Source records:
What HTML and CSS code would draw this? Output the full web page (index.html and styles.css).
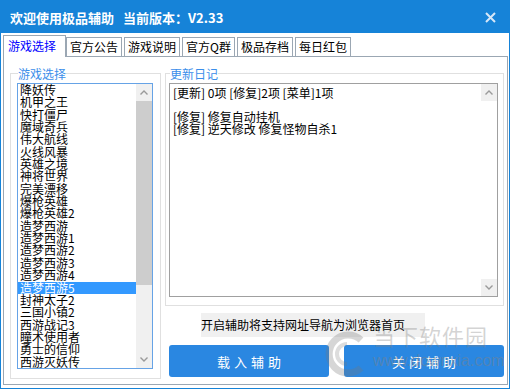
FILE: index.html
```html
<!DOCTYPE html>
<html lang="zh-CN">
<head>
  <meta charset="UTF-8">
  <title>极品辅助</title>
  <link rel="stylesheet" href="styles.css">
</head>
<body>
  <div class="window">
    <div class="titlebar">
      <span class="title">欢迎使用极品辅助<span class="version">当前版本：V2.33</span></span>
      <svg class="close" width="11" height="11" viewBox="0 0 11 11">
        <path d="M1 1 L10 10 M10 1 L1 10" stroke="#d6e7f7" stroke-width="2" fill="none"/>
      </svg>
    </div>

    <div class="tabs">
      <div class="tab active">游戏选择</div>
      <div class="tab">官方公告</div>
      <div class="tab">游戏说明</div>
      <div class="tab">官方Q群</div>
      <div class="tab">极品存档</div>
      <div class="tab">每日红包</div>
    </div>

    <div class="panel">
      <fieldset class="group games">
        <legend>游戏选择</legend>
        <div class="listbox">
          <ul class="items">
            <li>降妖传</li>
            <li>机甲之王</li>
            <li>快打僵尸</li>
            <li>魔域奇兵</li>
            <li>伟大航线</li>
            <li>火线风暴</li>
            <li>英雄之境</li>
            <li>神将世界</li>
            <li>完美漂移</li>
            <li>爆枪英雄</li>
            <li>爆枪英雄2</li>
            <li>造梦西游</li>
            <li>造梦西游1</li>
            <li>造梦西游2</li>
            <li>造梦西游3</li>
            <li>造梦西游4</li>
            <li class="selected">造梦西游5</li>
            <li>封神太子2</li>
            <li>三国小镇2</li>
            <li>西游战记3</li>
            <li>瞳术使用者</li>
            <li>勇士的信仰</li>
            <li>西游灭妖传</li>
          </ul>
          <div class="scrollbar">
            <div class="arrow">
              <svg width="8" height="5" viewBox="0 0 8 5"><path d="M0.5 4.5 L4 1 L7.5 4.5" fill="none" stroke="#9a9a9a" stroke-width="1.4"/></svg>
            </div>
            <div class="thumb"></div>
            <div class="track"></div>
            <div class="arrow">
              <svg width="8" height="5" viewBox="0 0 8 5"><path d="M0.5 0.5 L4 4 L7.5 0.5" fill="none" stroke="#9a9a9a" stroke-width="1.4"/></svg>
            </div>
          </div>
        </div>
      </fieldset>

      <div class="side">
        <fieldset class="group log">
          <legend>更新日记</legend>
          <div class="textbox">
            <div class="log-text">[更新] 0项 [修复]2项 [菜单]1项

[修复] 修复自动挂机
[修复] 逆天修改 修复怪物自杀1</div>
            <div class="scrollbar plain">
              <div class="arrow">
                <svg width="8" height="5" viewBox="0 0 8 5"><path d="M0.5 4.5 L4 1 L7.5 4.5" fill="none" stroke="#9a9a9a" stroke-width="1.4"/></svg>
              </div>
              <div class="track"></div>
              <div class="arrow">
                <svg width="8" height="5" viewBox="0 0 8 5"><path d="M0.5 0.5 L4 4 L7.5 0.5" fill="none" stroke="#9a9a9a" stroke-width="1.4"/></svg>
              </div>
            </div>
          </div>
        </fieldset>

        <div class="notice">开启辅助将支持网址导航为浏览器首页</div>

        <div class="buttons">
          <button class="btn">载入辅助</button>
          <button class="btn">关闭辅助</button>
        </div>
      </div>

      <!-- watermark from the screenshot source -->
      <div class="watermark">
        <svg class="wm-logo" width="44" height="48" viewBox="0 0 44 48">
          <path d="M36 10 A19 19 0 1 0 36 38" fill="none" stroke="rgba(120,120,120,0.3)" stroke-width="7"/>
          <path d="M22 14 A10 10 0 0 0 22 34" fill="none" stroke="rgba(120,120,120,0.25)" stroke-width="4"/>
        </svg>
        <div class="wm-name">当下软件园</div>
        <div class="wm-url">www.downxia.com</div>
      </div>
    </div>
  </div>
</body>
</html>
```

FILE: styles.css
```css
* {
  box-sizing: border-box;
}

body {
  margin: 0;
  background-color: #fff;
  color: #000;
  font-family: "Noto Sans CJK SC", "Noto Sans", sans-serif;
  font-size: 12px;
}

.window {
  width: 510px;
  height: 389px;
  border: 1px solid #1683d8;
  display: flex;
  flex-direction: column;
}

.titlebar {
  height: 32px;
  flex: none;
  background-color: #1683d8;
  color: #fff;
  display: flex;
  align-items: center;
  justify-content: space-between;
  padding: 0 13px 0 9px;
  font-size: 13px;
  font-weight: bold;
}

.version {
  margin-left: 9px;
}

/* tab strip */
.tabs {
  height: 23px;
  flex: none;
  display: flex;
  align-items: flex-end;
  padding-left: 2px;
}

.tab {
  height: 19px;
  line-height: 18px;
  padding: 0 3px;
  margin-left: 2px;
  border: 1px solid #9ba7b3;
  border-bottom: 0;
  background-color: #fff;
}

.tab.active {
  height: 22px;
  line-height: 20px;
  padding: 0 9px 0 4px;
  margin: 0 0 -1px 0;
  color: #0000ff;
  position: relative;
  z-index: 1;
}

.tab.active + .tab {
  margin-left: 0;
}

.panel {
  flex: 1;
  margin: 0 1px 3px 2px;
  border: 1px solid #9ba7b3;
  padding: 10px 2px 5px 6px;
  display: flex;
  gap: 4px;
  position: relative;
}

/* group boxes */
.group {
  margin: 0;
  min-width: 0;
  border: 1px solid #e0e0e0;
}

.group legend {
  padding: 0;
  margin-left: 1px;
  line-height: 13px;
  color: #3b8eea;
}

.games {
  width: 151px;
  flex: none;
  align-self: flex-start;
  padding: 3px 7px 9px 6px;
}

.listbox {
  height: 286px;
  border: 1px solid #66a3e6;
  display: flex;
}

.items {
  flex: 1;
  list-style: none;
  margin: 0;
  padding: 0;
  overflow: hidden;
}

.items li {
  height: 12.35px;
  line-height: 12.35px;
  padding-left: 2px;
  white-space: nowrap;
}

.items li.selected {
  background-color: #3399ff;
  color: #fff;
}

.scrollbar {
  width: 16px;
  flex: none;
  display: flex;
  flex-direction: column;
  background-color: #f0f0f0;
}

.scrollbar .arrow {
  height: 17px;
  flex: none;
  display: flex;
  align-items: center;
  justify-content: center;
  background-color: #f0f0f0;
}

.scrollbar .thumb {
  height: 184px;
  flex: none;
  background-color: #cdcdcd;
}

.scrollbar .track {
  flex: 1;
}

.scrollbar.plain {
  background-color: #fff;
}

/* right column */
.side {
  width: 339px;
  flex: none;
  display: flex;
  flex-direction: column;
}

.log {
  padding: 3px 5px 8px 3px;
}

.textbox {
  height: 214px;
  border: 1px solid #a0a0a0;
  display: flex;
}

.log-text {
  flex: 1;
  padding: 3px 0 0 3px;
  line-height: 12px;
  white-space: pre-line;
}

.notice {
  width: 224px;
  height: 24px;
  line-height: 24px;
  margin: 7px 0 0 36px;
  background-color: #f0f0f0;
}

.buttons {
  display: flex;
  gap: 15px;
  padding-left: 4px;
  margin-top: 8px;
}

.btn {
  flex: 1;
  height: 32px;
  border: 0;
  border-radius: 3px;
  background-color: #2a87e1;
  color: #fff;
  font-family: "Noto Sans CJK SC", sans-serif;
  font-size: 13px;
  letter-spacing: 4px;
  padding: 0 0 0 4px;
}

/* watermark */
.watermark {
  position: absolute;
  left: 319px;
  top: 265px;
  pointer-events: none;
}

.wm-logo {
  position: absolute;
  left: 2px;
  top: 8px;
}

.wm-name {
  position: absolute;
  left: 50px;
  top: 0;
  font-size: 22px;
  line-height: 26px;
  letter-spacing: 1px;
  white-space: nowrap;
  color: rgba(130, 130, 130, 0.35);
}

.wm-url {
  position: absolute;
  left: 50px;
  top: 30px;
  font-family: "Liberation Sans", sans-serif;
  font-size: 16px;
  line-height: 18px;
  white-space: nowrap;
  color: rgba(130, 130, 130, 0.45);
}
```
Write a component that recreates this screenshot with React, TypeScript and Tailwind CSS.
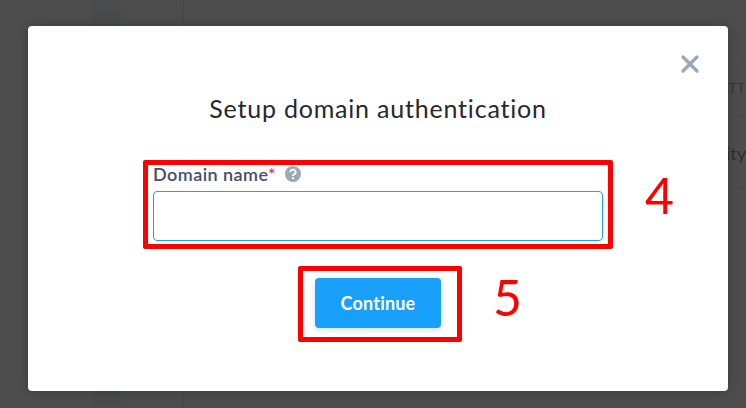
import { X } from 'lucide-react';

function HelpIcon() {
  return (
    <svg width="16" height="16" viewBox="0 0 16 16" className="block">
      <circle cx="8" cy="8" r="8" fill="#9aa9b6" />
      <path d="M5.4 6.2a2.6 2.5 0 1 1 3.9 2.1c-.9.5-1.3.9-1.3 1.6" fill="none" stroke="#fff" strokeWidth="1.8" />
      <circle cx="8" cy="12.2" r="1.1" fill="#fff" />
    </svg>
  );
}

function PageBehind() {
  return (
    <div className="flex h-full">
      <div className="w-[92px] shrink-0" />
      <div className="w-[30px] shrink-0 bg-[#494b4d]" />
      <div className="w-[62px] shrink-0 border-r border-[#474747]" />
      <div className="flex-1 flex flex-col items-end overflow-hidden">
        <div className="h-[63px] w-full border-b border-[#484848]" />
        <div className="h-[53px] w-full border-b border-[#484848] flex items-center justify-end">
          <span className="text-[13px] tracking-[1px] text-[#333]">ATT</span>
        </div>
        <div className="h-[72px] w-full border-b border-[#484848] flex items-center justify-end pt-[3px]">
          <span className="text-[18px] text-[#2e2e2e]">ity</span>
        </div>
      </div>
    </div>
  );
}

export default function App() {
  return (
    <div className="relative h-[408px] w-[746px] overflow-hidden bg-[#4d4d4d] font-['Lato',sans-serif]">
      <PageBehind />

      {/* Modal */}
      <div className="absolute left-[28px] top-[26px] flex h-[365px] w-[700px] flex-col items-center rounded-[4px] bg-white pt-[68px] shadow-[0_0_12px_rgba(0,0,0,0.25)]">
        <button className="absolute right-[24px] top-[24px] text-[#9aa9b6]">
          <X size={28} strokeWidth={2.8} />
        </button>

        <h2 className="text-[25px] leading-[28px] tracking-[0.8px] text-[#26282e]">Setup domain authentication</h2>

        {/* Domain name field */}
        <div className="relative mt-[38px] w-[470px] rounded-[2px] border-[5px] border-[#ff0000] px-[5px] pb-[3px]">
          <label className="flex h-[26px] items-start gap-[9px] pt-[1px] text-[18px] leading-[16px] font-semibold tracking-[0.45px] text-[#474d66]">
            <span>
              Domain name<span className="text-[#f0365c]">*</span>
            </span>
            <HelpIcon />
          </label>
          <input
            type="text"
            className="block h-[50px] w-full rounded-[4px] border border-[#1ba1f2] bg-white outline-none"
          />
          <span className="absolute left-[497px] top-[0px] text-[50px] leading-[60px] text-[#ff0000]">4</span>
        </div>

        {/* Continue */}
        <div className="relative mt-[17px] ml-[4px] flex h-[76px] w-[164px] items-center justify-center rounded-[2px] border-[5px] border-[#ff0000] pb-[2px]">
          <button className="mr-[4px] h-[50px] w-[126px] rounded-[4px] bg-[#18a0fb] text-[18px] font-bold tracking-[0.2px] text-white shadow-[0_2px_6px_rgba(24,100,170,0.2)]">
            Continue
          </button>
          <span className="absolute left-[190px] top-[-4px] text-[50px] leading-[60px] text-[#ff0000]">5</span>
        </div>
      </div>
    </div>
  );
}
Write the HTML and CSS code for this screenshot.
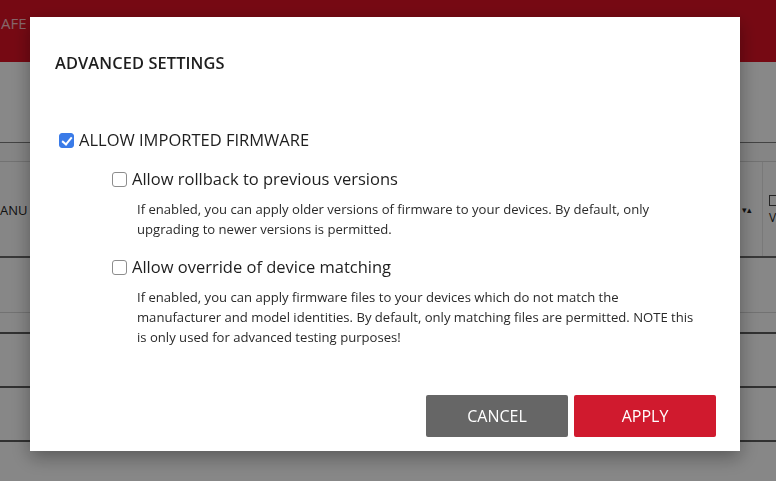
FILE: index.html
```html
<!DOCTYPE html>
<html lang="en">
<head>
<meta charset="utf-8">
<title>Advanced Settings</title>
<link rel="stylesheet" href="styles.css">
</head>
<body>
<div class="page">
  <header class="topbar"><span class="brand">AFE</span></header>
  <div class="toolbar"></div>
  <div class="table">
    <div class="table-band"></div>
    <div class="table-head">
      <div class="th th-first">ANU</div>
      <div class="th th-fill"></div>
      <div class="th th-sort"><span class="sort">▾▴</span></div>
      <div class="th th-last"><span class="mini-box"></span><span class="th-v">V</span></div>
    </div>
    <div class="row row-a"></div>
    <div class="row row-b"></div>
    <div class="row row-c"></div>
    <div class="row row-d"></div>
    <div class="row row-e"></div>
  </div>
</div>

<div class="overlay"></div>

<div class="modal" role="dialog" aria-labelledby="dlg-title">
  <h2 class="modal-title" id="dlg-title">ADVANCED SETTINGS</h2>
  <div class="modal-body">
    <label class="opt opt-main">
      <input type="checkbox" class="cb" checked>
      <span>ALLOW IMPORTED FIRMWARE</span>
    </label>
    <div class="sub">
      <label class="opt opt-sub">
        <input type="checkbox" class="cb">
        <span>Allow rollback to previous versions</span>
      </label>
      <p class="desc">If enabled, you can apply older versions of firmware to your devices. By default, only upgrading to newer versions is permitted.</p>
      <label class="opt opt-sub opt-second">
        <input type="checkbox" class="cb">
        <span>Allow override of device matching</span>
      </label>
      <p class="desc">If enabled, you can apply firmware files to your devices which do not match the manufacturer and model identities. By default, only matching files are permitted. NOTE this is only used for advanced testing purposes!</p>
    </div>
  </div>
  <div class="modal-footer">
    <button class="btn btn-cancel">CANCEL</button>
    <button class="btn btn-apply">APPLY</button>
  </div>
</div>
</body>
</html>
```

FILE: styles.css
```css
* { box-sizing: border-box; }

html, body {
  margin: 0;
  padding: 0;
  width: 776px;
  height: 481px;
  overflow: hidden;
}

body {
  font-family: "Open Sans", "Noto Sans", sans-serif;
  color: #222;
  background: #f8f8f8;
}

/* ---------- underlying page ---------- */
.page {
  width: 776px;
  height: 481px;
  display: flex;
  flex-direction: column;
}

.topbar {
  height: 62px;
  background: #d81224;
  display: flex;
  align-items: flex-start;
  padding-top: 13px;
}

.brand {
  color: rgba(255, 255, 255, 0.72);
  font-size: 15px;
  line-height: 20px;
  margin-left: 1px;
}

.toolbar {
  height: 81px;
  background: #f8f8f8;
  border-bottom: 1px solid #7a7a7a;
}

.table { flex: 1; display: flex; flex-direction: column; }

.table-band {
  height: 19px;
  background: #f2f2f2;
  border-bottom: 1px solid #cfcfcf;
}

.table-head {
  height: 96px;
  display: flex;
  border-bottom: 2px solid #666;
  background: #f4f4f4;
}

.th {
  font-size: 13px;
  color: #222;
  display: flex;
  align-items: center;
}

.th-first { width: 40px; padding-top: 1px; }
.th-fill { flex: 1; }
.th-sort { width: 28px; justify-content: flex-end; padding-right: 10px; }
.sort { font-size: 9px; letter-spacing: 0; }
.th-last {
  width: 14px;
  border-left: 1px solid #dcdcdc;
  flex-direction: column;
  align-items: flex-start;
  justify-content: center;
  padding-left: 6px;
  gap: 6px;
}
.mini-box { width: 10px; height: 11px; border: 1px solid #444; }
.th-v { font-size: 12px; line-height: 12px; }

.row { border-bottom: 2px solid #5a5a5a; background: #f6f6f6; }
.row-a { height: 55px; border-bottom: 1px solid #d0d0d0; }
.row-b { height: 21px; }
.row-c { height: 54px; }
.row-d { height: 54px; }
.row-e { flex: 1; border-bottom: none; }

/* ---------- overlay ---------- */
.overlay {
  position: fixed;
  inset: 0;
  background: rgba(0, 0, 0, 0.45);
}

/* ---------- modal ---------- */
.modal {
  position: fixed;
  left: 30px;
  top: 17px;
  width: 710px;
  height: 434px;
  background: #fff;
  box-shadow: 0 6px 18px rgba(0, 0, 0, 0.35);
  display: flex;
  flex-direction: column;
}

.modal-title {
  margin: 35px 0 0 25px;
  font-size: 16.4px;
  line-height: 22px;
  font-weight: 600;
  color: #1e1e1e;
  letter-spacing: 0.1px;
}

.modal-body {
  padding: 0 40px 0 25px;
  margin-top: 55px;
}

.opt {
  display: flex;
  align-items: center;
  line-height: 22px;
  color: #1e1e1e;
}

.opt-main { font-size: 16.5px; }
.opt-sub { font-size: 16.5px; }

.cb {
  appearance: none;
  -webkit-appearance: none;
  width: 15px;
  height: 15px;
  margin: 0 5px 0 4px;
  border: 1px solid #8d8d8d;
  border-radius: 3px;
  background: #fff;
  position: relative;
  flex: none;
}

.cb:checked {
  background: #3a7be8;
  border-color: #3a7be8;
}

.cb:checked::after {
  content: "";
  position: absolute;
  left: 4px;
  top: 1px;
  width: 4px;
  height: 8px;
  border: solid #fff;
  border-width: 0 2.2px 2.2px 0;
  transform: rotate(40deg);
}

.sub {
  margin-left: 53px;
  margin-top: 17px;
}

.opt-second { margin-top: 17px; }

.desc {
  margin: 9px 0 0 29px;
  font-size: 13.1px;
  line-height: 20px;
  color: #2a2a2a;
}

.modal-footer {
  margin-top: auto;
  display: flex;
  justify-content: flex-end;
  gap: 6px;
  padding: 0 24px 14px 0;
}

.btn {
  width: 142px;
  height: 42px;
  border: none;
  border-radius: 2px;
  font-family: "Open Sans", "Noto Sans", sans-serif;
  font-size: 16px;
  color: #fff;
  padding: 0;
}

.btn-cancel { background: #666666; }
.btn-apply { background: #d01a2e; }
```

• PROBLEM
Start at the line containing "Write a component" and stop at the line containing "<PageBehind />"; transcribe those lines exactly, skipping pictures.

• RESULT FOR THIS TASK
Write a component that recreates this screenshot with React, TypeScript and Tailwind CSS.
import { X } from 'lucide-react';

function HelpIcon() {
  return (
    <svg width="16" height="16" viewBox="0 0 16 16" className="block">
      <circle cx="8" cy="8" r="8" fill="#9aa9b6" />
      <path d="M5.4 6.2a2.6 2.5 0 1 1 3.9 2.1c-.9.5-1.3.9-1.3 1.6" fill="none" stroke="#fff" strokeWidth="1.8" />
      <circle cx="8" cy="12.2" r="1.1" fill="#fff" />
    </svg>
  );
}

function PageBehind() {
  return (
    <div className="flex h-full">
      <div className="w-[92px] shrink-0" />
      <div className="w-[30px] shrink-0 bg-[#494b4d]" />
      <div className="w-[62px] shrink-0 border-r border-[#474747]" />
      <div className="flex-1 flex flex-col items-end overflow-hidden">
        <div className="h-[63px] w-full border-b border-[#484848]" />
        <div className="h-[53px] w-full border-b border-[#484848] flex items-center justify-end">
          <span className="text-[13px] tracking-[1px] text-[#333]">ATT</span>
        </div>
        <div className="h-[72px] w-full border-b border-[#484848] flex items-center justify-end pt-[3px]">
          <span className="text-[18px] text-[#2e2e2e]">ity</span>
        </div>
      </div>
    </div>
  );
}

export default function App() {
  return (
    <div className="relative h-[408px] w-[746px] overflow-hidden bg-[#4d4d4d] font-['Lato',sans-serif]">
      <PageBehind />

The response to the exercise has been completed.